━━ Excerpted data
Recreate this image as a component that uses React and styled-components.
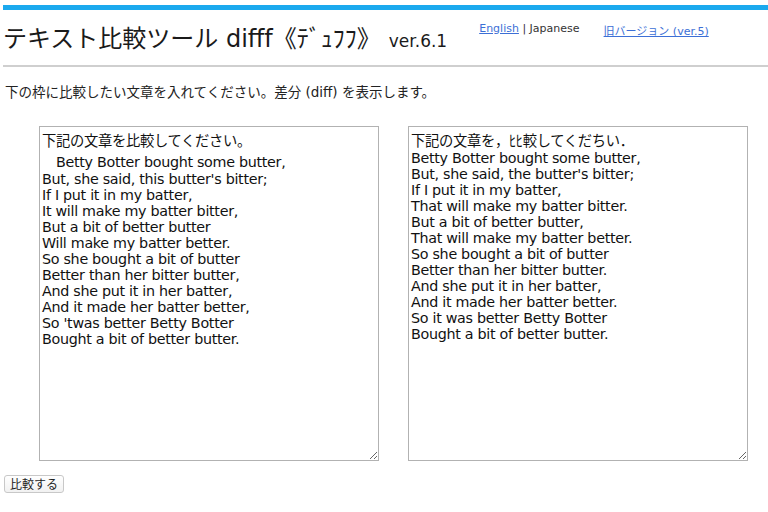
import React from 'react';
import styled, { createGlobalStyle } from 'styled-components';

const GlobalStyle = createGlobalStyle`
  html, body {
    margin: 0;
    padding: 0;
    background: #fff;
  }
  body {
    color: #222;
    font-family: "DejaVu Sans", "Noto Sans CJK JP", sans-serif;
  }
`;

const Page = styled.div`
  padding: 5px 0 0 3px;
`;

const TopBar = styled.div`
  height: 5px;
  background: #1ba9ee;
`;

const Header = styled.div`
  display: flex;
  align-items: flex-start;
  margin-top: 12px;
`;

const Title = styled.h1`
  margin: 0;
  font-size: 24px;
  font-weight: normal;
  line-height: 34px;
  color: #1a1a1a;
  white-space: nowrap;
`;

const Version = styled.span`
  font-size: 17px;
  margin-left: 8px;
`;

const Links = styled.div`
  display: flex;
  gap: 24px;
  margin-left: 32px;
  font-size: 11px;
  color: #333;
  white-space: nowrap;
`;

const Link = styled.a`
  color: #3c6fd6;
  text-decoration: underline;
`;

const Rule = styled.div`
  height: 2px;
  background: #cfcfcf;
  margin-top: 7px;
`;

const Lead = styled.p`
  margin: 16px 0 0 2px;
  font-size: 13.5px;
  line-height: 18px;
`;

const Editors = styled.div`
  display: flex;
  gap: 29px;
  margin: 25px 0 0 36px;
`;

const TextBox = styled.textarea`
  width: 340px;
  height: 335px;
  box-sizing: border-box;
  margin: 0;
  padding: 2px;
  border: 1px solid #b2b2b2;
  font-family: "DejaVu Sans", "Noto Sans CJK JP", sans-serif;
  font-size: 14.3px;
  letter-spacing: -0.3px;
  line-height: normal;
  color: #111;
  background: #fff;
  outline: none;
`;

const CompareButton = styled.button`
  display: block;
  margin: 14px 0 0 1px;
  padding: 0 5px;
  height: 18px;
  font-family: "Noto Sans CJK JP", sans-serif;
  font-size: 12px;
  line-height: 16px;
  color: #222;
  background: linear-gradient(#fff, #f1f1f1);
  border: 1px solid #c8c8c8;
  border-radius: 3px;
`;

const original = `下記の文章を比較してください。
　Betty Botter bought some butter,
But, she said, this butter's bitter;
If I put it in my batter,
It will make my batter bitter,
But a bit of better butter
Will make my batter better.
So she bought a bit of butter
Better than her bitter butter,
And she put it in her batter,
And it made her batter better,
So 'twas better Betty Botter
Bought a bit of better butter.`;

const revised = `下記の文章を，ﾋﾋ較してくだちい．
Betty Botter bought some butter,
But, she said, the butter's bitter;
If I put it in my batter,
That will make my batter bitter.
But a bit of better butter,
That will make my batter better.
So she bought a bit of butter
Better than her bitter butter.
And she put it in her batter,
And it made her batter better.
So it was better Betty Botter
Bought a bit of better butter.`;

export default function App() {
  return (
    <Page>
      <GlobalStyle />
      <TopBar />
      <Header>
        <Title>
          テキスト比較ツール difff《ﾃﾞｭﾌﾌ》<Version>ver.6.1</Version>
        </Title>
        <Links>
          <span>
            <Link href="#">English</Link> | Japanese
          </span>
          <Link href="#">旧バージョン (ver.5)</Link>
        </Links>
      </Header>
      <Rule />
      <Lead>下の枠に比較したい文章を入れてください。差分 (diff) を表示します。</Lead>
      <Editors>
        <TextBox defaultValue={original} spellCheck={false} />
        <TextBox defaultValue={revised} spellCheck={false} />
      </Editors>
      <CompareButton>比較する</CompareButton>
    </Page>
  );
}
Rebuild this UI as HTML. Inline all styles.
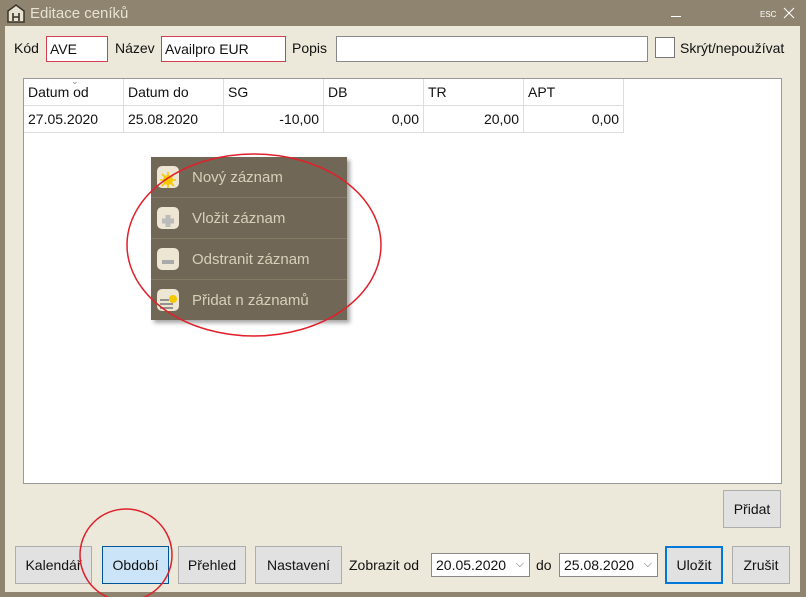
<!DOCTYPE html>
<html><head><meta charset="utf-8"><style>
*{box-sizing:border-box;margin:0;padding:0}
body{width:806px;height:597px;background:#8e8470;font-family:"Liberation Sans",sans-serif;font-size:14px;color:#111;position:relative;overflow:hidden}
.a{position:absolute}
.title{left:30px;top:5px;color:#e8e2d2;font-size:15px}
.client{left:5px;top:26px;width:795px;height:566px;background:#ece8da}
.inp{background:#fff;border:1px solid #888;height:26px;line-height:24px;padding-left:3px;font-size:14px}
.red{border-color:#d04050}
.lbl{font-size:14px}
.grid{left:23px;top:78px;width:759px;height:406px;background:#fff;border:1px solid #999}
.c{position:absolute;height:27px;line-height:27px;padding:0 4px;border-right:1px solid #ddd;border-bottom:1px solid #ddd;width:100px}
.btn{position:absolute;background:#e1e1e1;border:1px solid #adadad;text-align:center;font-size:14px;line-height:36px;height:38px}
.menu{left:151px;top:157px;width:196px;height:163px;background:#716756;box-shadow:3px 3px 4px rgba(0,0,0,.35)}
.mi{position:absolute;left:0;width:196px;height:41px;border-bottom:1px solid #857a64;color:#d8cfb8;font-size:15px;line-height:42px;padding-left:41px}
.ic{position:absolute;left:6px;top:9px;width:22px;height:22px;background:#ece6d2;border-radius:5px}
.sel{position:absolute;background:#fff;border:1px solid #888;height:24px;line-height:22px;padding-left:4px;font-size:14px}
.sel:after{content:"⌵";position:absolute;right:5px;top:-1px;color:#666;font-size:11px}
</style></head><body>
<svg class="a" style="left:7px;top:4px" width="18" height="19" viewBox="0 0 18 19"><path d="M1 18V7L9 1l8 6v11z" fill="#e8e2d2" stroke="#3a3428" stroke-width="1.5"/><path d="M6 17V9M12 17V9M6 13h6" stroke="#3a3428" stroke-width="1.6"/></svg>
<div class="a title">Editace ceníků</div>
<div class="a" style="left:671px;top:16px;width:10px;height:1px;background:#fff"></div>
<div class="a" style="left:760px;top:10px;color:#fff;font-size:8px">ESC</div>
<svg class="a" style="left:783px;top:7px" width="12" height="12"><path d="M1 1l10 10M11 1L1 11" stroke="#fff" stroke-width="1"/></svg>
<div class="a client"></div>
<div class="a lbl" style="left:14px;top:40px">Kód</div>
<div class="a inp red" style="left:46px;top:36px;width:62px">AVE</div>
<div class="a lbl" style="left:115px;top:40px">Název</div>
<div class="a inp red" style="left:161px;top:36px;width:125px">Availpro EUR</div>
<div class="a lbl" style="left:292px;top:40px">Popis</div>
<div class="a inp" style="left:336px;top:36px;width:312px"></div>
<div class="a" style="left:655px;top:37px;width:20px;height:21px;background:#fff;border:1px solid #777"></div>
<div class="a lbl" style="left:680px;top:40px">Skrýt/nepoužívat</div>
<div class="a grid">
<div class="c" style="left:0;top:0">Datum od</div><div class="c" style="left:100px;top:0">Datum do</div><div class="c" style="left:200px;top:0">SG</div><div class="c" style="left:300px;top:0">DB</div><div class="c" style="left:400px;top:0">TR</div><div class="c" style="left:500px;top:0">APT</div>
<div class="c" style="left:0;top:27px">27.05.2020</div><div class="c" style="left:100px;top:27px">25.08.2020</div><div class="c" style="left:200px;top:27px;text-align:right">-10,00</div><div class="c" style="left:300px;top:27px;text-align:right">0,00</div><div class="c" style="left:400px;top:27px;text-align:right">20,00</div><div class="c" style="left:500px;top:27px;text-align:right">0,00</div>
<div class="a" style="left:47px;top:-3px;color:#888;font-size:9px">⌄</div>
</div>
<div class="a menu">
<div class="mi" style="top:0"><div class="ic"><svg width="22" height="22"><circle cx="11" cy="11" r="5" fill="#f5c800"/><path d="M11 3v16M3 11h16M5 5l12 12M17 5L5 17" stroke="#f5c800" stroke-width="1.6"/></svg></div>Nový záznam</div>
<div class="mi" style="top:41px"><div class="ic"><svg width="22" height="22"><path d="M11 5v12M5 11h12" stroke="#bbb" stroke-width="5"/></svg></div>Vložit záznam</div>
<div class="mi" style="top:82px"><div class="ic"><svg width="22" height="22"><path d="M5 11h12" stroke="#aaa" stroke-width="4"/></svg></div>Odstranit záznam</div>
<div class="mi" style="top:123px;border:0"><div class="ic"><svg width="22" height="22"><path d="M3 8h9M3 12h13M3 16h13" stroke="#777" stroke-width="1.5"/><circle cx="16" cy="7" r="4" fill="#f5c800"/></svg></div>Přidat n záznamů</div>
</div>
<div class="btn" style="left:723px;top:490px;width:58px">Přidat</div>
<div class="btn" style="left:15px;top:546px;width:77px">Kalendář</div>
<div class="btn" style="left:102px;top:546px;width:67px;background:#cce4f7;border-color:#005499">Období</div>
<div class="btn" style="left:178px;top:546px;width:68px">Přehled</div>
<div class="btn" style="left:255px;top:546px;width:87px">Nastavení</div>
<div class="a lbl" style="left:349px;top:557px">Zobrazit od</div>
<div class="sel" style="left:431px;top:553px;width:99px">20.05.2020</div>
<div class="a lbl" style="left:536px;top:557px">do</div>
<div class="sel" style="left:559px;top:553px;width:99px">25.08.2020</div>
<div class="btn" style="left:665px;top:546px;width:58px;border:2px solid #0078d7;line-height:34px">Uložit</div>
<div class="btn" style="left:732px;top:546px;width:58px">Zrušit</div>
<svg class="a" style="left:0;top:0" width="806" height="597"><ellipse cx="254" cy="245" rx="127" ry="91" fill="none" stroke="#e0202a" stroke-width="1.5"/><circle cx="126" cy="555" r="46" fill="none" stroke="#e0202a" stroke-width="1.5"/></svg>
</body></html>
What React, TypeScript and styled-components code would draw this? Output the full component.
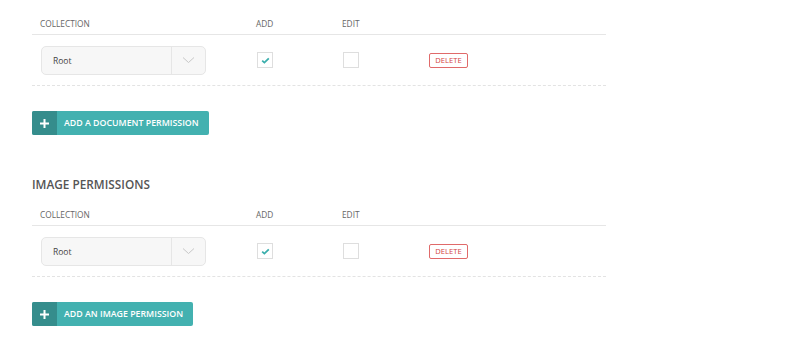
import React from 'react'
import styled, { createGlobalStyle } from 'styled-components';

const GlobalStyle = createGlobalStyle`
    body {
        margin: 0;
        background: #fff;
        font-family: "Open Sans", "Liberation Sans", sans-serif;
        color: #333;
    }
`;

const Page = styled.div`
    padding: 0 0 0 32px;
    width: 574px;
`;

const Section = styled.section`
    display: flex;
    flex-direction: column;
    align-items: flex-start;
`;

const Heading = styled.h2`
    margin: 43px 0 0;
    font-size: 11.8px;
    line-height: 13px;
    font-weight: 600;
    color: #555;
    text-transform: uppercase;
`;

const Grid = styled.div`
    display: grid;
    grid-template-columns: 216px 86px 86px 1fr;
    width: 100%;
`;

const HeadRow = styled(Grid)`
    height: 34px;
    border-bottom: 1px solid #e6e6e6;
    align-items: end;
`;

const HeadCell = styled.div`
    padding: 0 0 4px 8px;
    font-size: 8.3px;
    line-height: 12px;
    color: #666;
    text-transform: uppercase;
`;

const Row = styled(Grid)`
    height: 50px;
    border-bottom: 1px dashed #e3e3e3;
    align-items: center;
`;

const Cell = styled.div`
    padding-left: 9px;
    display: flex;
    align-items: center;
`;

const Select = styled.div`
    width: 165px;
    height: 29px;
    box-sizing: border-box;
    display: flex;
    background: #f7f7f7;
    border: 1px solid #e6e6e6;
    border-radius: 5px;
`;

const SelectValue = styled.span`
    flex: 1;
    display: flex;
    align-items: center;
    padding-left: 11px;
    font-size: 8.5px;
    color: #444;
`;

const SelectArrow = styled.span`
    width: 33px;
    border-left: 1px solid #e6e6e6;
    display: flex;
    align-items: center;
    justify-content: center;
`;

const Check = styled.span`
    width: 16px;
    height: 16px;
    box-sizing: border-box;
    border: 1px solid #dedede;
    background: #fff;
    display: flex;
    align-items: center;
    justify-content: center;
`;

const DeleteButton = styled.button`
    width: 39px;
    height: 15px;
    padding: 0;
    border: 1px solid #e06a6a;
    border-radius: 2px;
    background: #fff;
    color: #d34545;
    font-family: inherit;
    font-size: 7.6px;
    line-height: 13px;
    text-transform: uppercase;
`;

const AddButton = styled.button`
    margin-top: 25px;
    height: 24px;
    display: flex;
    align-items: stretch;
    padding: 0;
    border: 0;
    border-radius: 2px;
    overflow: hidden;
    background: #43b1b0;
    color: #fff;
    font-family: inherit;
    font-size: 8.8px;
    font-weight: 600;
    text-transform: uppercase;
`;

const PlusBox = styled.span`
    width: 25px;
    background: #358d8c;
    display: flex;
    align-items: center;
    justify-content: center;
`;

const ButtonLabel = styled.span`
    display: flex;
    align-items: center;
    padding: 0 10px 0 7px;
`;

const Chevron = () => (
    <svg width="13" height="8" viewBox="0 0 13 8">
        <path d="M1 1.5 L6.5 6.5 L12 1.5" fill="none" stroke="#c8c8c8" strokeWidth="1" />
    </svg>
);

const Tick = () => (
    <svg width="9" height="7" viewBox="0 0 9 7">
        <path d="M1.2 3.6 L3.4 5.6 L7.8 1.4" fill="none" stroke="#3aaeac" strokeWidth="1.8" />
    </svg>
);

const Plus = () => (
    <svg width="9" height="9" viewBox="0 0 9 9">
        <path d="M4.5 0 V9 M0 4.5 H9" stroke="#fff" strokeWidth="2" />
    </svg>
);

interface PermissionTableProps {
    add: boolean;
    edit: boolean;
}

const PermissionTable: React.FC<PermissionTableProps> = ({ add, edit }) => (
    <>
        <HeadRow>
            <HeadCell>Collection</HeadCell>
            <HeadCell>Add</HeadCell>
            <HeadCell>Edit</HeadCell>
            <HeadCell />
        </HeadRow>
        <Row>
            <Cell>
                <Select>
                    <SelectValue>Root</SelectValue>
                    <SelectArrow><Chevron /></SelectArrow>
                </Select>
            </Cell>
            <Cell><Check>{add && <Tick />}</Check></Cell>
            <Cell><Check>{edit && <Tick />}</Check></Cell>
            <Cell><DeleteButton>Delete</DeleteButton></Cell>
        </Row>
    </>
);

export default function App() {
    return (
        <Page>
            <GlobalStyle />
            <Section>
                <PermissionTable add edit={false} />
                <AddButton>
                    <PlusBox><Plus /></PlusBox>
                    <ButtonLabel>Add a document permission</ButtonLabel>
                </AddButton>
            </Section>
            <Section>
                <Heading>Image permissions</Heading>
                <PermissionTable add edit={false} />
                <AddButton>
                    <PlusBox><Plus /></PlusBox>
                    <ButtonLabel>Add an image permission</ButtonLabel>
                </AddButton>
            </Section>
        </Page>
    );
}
━━━━
Exercise requirements:
Where a line contains "this", copy that line.

Result of the exercise:
Recreate this image as a component that uses React and styled-components.
But, she said, this butter's bitter;
Rebuild this UI as HTML. Inline all styles.
What React, TypeScript and styled-components code would draw this? Output the full component.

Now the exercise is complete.